Search the material for the string "this", then return every line where it is found.

══ Records provided ══

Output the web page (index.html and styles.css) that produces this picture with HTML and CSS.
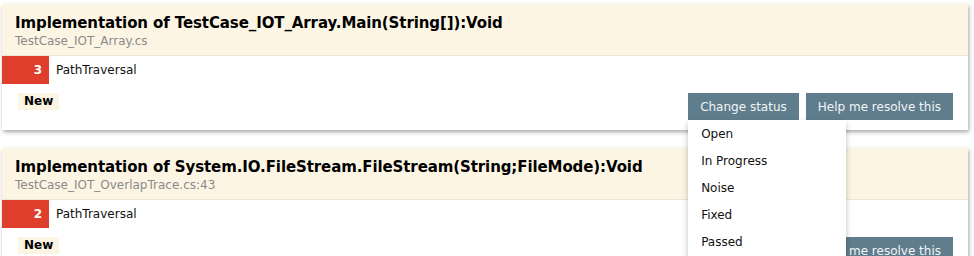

═══
══ Records provided ══

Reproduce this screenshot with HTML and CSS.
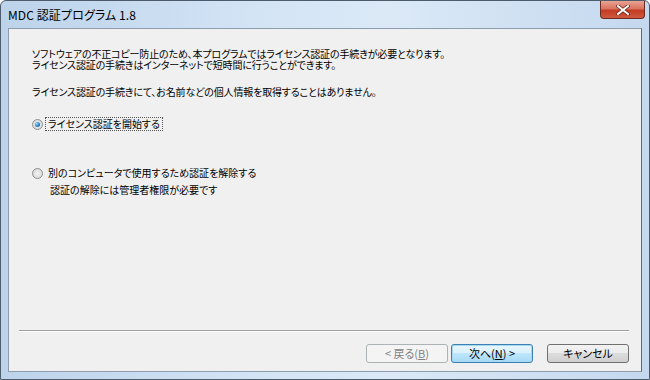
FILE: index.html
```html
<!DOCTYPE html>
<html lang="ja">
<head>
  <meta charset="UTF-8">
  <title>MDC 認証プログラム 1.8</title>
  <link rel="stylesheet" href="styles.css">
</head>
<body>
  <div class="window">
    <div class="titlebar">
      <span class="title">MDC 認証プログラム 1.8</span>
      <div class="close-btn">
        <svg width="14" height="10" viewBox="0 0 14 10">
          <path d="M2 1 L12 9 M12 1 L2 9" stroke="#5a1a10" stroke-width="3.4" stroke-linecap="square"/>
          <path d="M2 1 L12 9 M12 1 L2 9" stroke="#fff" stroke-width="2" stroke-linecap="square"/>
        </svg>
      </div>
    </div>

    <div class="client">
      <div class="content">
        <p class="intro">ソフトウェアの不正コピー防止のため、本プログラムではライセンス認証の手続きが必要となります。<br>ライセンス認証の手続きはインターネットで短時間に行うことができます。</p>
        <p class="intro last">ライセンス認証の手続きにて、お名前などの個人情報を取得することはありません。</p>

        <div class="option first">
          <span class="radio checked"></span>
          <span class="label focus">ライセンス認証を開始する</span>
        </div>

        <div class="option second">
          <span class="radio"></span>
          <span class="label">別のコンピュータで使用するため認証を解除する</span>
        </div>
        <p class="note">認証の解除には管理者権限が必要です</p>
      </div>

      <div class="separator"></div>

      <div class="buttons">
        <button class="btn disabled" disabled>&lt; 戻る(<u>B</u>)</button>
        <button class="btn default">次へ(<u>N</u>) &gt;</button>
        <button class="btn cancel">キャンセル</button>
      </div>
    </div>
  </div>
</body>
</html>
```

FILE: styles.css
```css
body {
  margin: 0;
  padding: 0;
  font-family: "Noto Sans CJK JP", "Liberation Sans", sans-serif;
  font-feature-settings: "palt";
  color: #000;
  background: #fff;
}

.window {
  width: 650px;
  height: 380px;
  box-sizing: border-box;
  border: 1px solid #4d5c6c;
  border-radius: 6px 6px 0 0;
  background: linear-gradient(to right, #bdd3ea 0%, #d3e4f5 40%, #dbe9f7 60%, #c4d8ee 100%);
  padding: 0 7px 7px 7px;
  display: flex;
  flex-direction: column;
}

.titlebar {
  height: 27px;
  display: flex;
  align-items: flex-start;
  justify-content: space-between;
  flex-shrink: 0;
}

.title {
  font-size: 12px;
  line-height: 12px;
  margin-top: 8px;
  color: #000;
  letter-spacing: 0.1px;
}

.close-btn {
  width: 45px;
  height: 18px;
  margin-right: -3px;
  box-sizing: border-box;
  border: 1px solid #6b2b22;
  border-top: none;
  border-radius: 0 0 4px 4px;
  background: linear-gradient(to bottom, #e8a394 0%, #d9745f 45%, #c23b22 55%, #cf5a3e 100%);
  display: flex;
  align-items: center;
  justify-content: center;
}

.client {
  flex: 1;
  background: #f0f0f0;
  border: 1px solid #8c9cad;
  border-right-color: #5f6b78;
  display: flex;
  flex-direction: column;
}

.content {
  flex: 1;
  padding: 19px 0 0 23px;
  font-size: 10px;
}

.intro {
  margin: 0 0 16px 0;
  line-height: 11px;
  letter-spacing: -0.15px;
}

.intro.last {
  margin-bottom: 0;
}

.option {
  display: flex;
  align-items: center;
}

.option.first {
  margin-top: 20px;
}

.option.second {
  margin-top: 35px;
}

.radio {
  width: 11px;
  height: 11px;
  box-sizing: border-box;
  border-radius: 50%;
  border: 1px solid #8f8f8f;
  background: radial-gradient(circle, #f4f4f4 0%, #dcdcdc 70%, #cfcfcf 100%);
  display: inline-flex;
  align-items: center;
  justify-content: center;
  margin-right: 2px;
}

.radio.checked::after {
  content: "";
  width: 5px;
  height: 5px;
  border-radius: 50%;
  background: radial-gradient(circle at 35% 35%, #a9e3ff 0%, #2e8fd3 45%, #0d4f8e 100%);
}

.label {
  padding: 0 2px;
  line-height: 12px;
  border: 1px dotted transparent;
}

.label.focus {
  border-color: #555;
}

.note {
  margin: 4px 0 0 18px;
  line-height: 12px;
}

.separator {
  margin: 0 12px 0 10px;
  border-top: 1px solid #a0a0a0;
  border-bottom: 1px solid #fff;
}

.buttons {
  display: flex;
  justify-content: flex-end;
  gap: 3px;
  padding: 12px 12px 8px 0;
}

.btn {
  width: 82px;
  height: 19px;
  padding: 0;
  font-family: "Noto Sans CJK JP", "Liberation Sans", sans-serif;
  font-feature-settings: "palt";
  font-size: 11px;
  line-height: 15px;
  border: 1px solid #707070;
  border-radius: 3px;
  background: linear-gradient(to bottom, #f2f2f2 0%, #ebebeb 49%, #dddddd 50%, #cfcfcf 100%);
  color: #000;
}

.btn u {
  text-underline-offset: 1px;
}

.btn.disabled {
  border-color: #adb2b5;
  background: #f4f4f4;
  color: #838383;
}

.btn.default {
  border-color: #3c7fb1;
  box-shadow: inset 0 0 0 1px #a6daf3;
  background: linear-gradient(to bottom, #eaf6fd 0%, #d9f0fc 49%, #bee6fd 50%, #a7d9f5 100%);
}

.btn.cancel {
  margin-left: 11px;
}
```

═══

■ **Worked answer**:
Output the web page (index.html and styles.css) that produces this picture with HTML and CSS.
Reproduce this screenshot with HTML and CSS.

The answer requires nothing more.